__Exercise__.
From the listing below, extract every line in which the word "that" appears.

__Input records__.

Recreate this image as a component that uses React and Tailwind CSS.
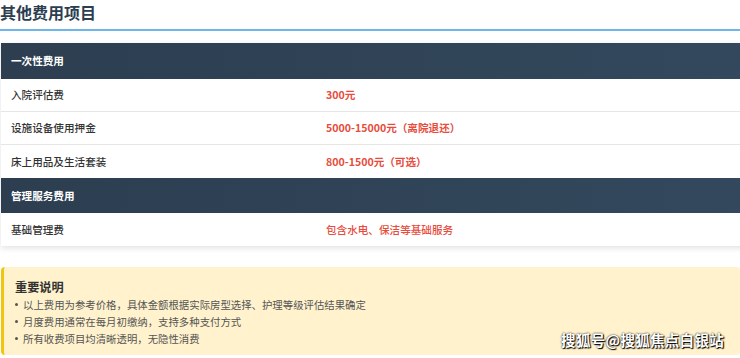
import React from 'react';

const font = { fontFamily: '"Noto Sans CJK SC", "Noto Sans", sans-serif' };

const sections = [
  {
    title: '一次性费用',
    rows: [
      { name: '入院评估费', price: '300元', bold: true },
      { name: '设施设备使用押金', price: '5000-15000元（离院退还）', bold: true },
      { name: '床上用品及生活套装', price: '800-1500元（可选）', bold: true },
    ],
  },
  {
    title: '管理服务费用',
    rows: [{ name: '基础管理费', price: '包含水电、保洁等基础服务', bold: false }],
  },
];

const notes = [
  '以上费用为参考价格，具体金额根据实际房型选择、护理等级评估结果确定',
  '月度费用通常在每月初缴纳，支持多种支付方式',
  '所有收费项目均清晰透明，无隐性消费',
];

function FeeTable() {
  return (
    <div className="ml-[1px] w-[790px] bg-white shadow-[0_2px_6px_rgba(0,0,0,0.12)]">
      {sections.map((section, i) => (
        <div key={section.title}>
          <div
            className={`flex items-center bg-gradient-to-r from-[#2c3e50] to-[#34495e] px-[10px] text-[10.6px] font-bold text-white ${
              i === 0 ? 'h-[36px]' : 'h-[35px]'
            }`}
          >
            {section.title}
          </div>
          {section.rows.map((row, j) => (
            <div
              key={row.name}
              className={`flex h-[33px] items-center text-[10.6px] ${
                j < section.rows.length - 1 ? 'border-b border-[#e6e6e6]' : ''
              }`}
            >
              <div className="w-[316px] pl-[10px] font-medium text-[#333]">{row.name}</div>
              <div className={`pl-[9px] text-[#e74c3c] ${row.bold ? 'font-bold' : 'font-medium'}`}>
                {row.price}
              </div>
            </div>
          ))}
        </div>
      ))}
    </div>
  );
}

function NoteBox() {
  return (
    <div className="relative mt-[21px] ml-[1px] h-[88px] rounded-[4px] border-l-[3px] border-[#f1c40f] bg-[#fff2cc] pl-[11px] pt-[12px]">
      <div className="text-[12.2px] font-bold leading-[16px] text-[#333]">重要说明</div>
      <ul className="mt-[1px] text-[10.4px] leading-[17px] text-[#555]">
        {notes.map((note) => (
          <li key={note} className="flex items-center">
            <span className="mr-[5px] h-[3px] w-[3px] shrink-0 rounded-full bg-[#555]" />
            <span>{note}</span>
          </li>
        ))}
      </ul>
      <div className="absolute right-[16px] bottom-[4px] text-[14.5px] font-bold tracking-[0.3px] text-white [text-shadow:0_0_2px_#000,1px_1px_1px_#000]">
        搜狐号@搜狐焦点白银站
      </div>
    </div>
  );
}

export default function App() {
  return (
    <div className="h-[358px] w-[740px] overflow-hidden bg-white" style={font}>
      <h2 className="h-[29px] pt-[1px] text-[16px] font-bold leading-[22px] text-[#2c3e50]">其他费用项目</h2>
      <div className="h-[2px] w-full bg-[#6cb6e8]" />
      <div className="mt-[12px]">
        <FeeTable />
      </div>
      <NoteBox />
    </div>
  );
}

---

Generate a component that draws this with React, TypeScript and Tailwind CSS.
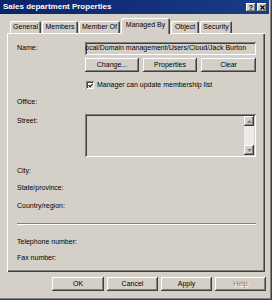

...

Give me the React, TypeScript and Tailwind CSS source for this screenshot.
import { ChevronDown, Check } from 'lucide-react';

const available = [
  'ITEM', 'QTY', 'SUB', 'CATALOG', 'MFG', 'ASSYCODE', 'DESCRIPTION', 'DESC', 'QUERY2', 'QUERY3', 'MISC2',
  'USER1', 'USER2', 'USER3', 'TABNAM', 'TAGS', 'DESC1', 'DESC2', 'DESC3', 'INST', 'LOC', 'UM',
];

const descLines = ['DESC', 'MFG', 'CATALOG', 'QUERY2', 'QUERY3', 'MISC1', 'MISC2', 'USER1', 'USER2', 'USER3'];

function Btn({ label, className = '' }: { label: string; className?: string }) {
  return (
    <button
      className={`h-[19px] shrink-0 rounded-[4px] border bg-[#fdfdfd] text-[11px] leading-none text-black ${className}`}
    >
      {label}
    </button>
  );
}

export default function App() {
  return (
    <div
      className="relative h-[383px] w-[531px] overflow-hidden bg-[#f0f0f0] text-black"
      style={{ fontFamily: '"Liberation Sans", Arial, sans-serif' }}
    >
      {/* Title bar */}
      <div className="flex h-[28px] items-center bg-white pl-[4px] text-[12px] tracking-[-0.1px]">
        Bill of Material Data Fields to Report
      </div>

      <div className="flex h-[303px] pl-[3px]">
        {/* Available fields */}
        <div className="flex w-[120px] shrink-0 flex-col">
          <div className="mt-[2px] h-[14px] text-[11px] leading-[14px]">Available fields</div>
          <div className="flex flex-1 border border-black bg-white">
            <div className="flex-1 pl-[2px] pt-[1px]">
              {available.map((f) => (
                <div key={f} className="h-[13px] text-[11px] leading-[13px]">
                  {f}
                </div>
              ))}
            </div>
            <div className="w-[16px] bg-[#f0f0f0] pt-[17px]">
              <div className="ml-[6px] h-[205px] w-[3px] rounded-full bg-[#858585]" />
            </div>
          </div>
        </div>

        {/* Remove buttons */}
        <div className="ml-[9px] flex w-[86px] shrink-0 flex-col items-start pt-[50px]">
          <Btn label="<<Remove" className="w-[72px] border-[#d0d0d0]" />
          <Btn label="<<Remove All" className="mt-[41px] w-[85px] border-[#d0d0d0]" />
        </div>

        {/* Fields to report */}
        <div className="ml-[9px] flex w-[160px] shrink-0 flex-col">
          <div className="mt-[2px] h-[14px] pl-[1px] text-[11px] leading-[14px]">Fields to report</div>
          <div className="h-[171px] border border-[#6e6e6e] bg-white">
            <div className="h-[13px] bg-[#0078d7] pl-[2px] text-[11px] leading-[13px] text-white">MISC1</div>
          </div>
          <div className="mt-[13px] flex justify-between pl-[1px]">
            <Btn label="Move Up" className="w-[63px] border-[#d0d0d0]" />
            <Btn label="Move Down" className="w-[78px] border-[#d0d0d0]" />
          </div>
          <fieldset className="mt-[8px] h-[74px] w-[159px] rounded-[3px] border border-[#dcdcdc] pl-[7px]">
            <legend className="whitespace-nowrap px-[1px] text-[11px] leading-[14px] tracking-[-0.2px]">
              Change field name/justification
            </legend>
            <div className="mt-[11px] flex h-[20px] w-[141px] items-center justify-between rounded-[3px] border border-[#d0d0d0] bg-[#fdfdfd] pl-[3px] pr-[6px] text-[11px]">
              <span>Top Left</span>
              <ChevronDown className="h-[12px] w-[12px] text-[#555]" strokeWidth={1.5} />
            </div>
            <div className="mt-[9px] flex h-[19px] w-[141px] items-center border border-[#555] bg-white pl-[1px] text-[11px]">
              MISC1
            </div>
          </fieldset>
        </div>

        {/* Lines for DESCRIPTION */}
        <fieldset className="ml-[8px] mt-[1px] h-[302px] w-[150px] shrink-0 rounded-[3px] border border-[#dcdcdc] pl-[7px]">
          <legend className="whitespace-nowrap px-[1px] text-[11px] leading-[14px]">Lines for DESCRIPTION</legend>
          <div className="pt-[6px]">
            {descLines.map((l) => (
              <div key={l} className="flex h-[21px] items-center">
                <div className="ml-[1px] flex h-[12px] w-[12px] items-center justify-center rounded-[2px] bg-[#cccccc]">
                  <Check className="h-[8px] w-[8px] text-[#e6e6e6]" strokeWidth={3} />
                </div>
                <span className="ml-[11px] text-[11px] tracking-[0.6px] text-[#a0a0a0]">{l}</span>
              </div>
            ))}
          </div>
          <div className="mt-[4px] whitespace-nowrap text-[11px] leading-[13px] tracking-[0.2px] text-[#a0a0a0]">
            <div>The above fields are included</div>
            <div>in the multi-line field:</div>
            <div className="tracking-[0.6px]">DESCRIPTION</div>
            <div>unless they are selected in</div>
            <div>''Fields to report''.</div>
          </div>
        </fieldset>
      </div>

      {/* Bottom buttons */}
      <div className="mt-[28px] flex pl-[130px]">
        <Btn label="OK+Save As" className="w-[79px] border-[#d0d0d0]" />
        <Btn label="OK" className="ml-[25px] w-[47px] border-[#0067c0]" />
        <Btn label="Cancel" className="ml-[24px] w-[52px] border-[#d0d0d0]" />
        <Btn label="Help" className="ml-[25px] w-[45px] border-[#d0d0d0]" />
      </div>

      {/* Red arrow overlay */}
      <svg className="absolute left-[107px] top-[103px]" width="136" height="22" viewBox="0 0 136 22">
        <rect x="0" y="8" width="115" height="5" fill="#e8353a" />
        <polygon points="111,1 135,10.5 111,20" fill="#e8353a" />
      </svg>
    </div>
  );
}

__Result below__.
Recreate this image as a component that uses React and Tailwind CSS.
Generate a component that draws this with React, TypeScript and Tailwind CSS.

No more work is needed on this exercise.